Non-Argument Calendar

Agency No. A078-865-787

Petition for Review of a Decision of the Board of Immigration Appeals

Before WILSON, LAGOA, and TJOFLAT, Circuit Judges.

PER CURIAM:

Anesh Gupta is a serial litigant1 who has endeavored for years to avoid deportation. Proceeding pro se here, he petitions for review of the final order of the Board of Immigration Appeals ("BIA") dismissing his appeal from an Immigration Judge's ("IJ") removal order for overstaying his visa under § 237(a)(1)(B) of the Immigration and Nationality Act ("INA"), 8 U.S.C. § 1227(a)(1)(B). On appeal, as best we can discern, he makes six separate arguments. He first argues that the IJ lacked jurisdiction to conduct his removal proceedings because he received a notice to appear ("NTA") that did not list the time and place of his removal hearing. Second, he argues that the administrative record is incomplete for review. Third, he contends that the IJ erred by failing to inform him of any potential eligibility for relief from removal or adjustment of his immigration status. Fourth, he challenges the sufficiency of the evidence supporting the BIA's determination that he was removable for overstaying his visa. Fifth, he asserts that the IJ abused its discretion by refusing to continue his removal proceedings to await adjudication of his Form I-751 Petition to Remove Conditions of Legal Permanent Residence ("Form I-751") by the U.S. Citizenship and Immigration Service ("USCIS"). Finally, he argues that the IJ erred by refusing toissue a subpoena for page one of his Form I-181 Creation of Record of Lawful Permanent Resident ("Form I-181").

I.

First, we turn to Gupta's argument that the IJ lacked jurisdiction to conduct his removal proceedings because Gupta's NTA did not list the time and place of his removal hearing. Normally, we lack jurisdiction to consider a claim raised in a petition for review "unless the petitioner has exhausted his administrative remedies with respect thereto." Amaya-Artunduaga v. U.S. Att'y Gen., 463 F.3d 1247, 1250 (11th Cir. 2006); 8 U.S.C. § 1252(d)(1). Gupta did not raise this argument before the BIA, so he has not exhausted his administrative remedies. However, we have, in the past, entertained jurisdictional arguments on appeal because they implicate our own jurisdiction, see Perez-Sanchez v. U.S. Att'y Gen., 935 F.3d 1148, 1153 (11th Cir. 2019) (stating that "we would have no jurisdiction to entertain" a petition for review if "the agency never had jurisdiction over [the] removal proceedings to begin with"); Patel v. U.S. Att'y Gen., 334 F.3d 1259, 1262 (11th Cir. 2003) ("[W]e have jurisdiction to determine our own jurisdiction."), so we will do so here.

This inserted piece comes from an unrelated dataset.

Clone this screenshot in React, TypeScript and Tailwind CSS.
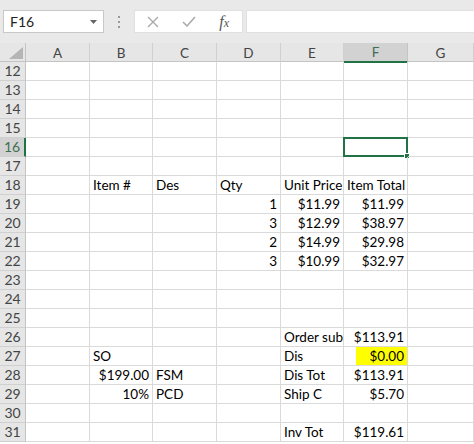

Gupta claims that Pereira v. Sessions, 138 S. Ct. 2105 (2018), supports his argument that the IJ lacked jurisdiction. The Pereira Court held that a NTA does not meet the criteria of 8 U.S.C. § 1229(a), and does not trigger the stop-time rulethat was at issue in that case, if the NTA fails to include the time and place of the noncitizen's removal proceedings. Id. at 2113-14. Because his NTA did not include the time or place for his hearing as specified in § 1229(a), Gupta claims that removal proceedings were never validly initiated against him, and the IJ had no jurisdiction to conduct such proceedings. We recently rejected an identical argument in Perez-Sanchez v. U.S. Attorney General, where we stated that "the regulation and the statute" governing "the service or filing of an NTA" set forth "only claim-processing rules," not jurisdictional rules. 935 F.3d at 1153. We held that "neither 8 U.S.C. § 1229(a) nor 8 C.F.R. § 1003.14 speaks to jurisdiction," and therefore the "IJ and the BIA properly exercised jurisdiction" over the removal proceedings. Id. at 1157. The same circumstances are present here. Gupta's jurisdictional argument is without merit.

II.

Next, we turn to Gupta's argument that the record preserved from his removal proceedings is incomplete in violation of 8 U.S.C. § 1229a(b)(4)(C). We do not reach questions raised in a petition for review that the BIA has not yet properly addressed in the first instance because we lack jurisdiction to do so. 8 U.S.C. §1252(d) ("A court may review a final order of removal only if . . . the alien has exhausted all administrative remedies available to the alien as of right.") A petitioner fails to exhaust her administrative remedies with respect to a particularclaim when she does not raise that claim before the BIA. Amaya-Artunduaga, 463 F.3d at 1250. To exhaust a claim, a petitioner must have previously argued "the core issue now on appeal" before the BIA in a manner sufficient to allow the BIA to adequately review the claim and correct any errors below, including by providing the BIA with the factual underpinnings of the argument if applicable. Indrawati v. U.S. Att'y Gen., 779 F.3d 1284, 1297 (11th Cir. 2015) (internal quotations omitted).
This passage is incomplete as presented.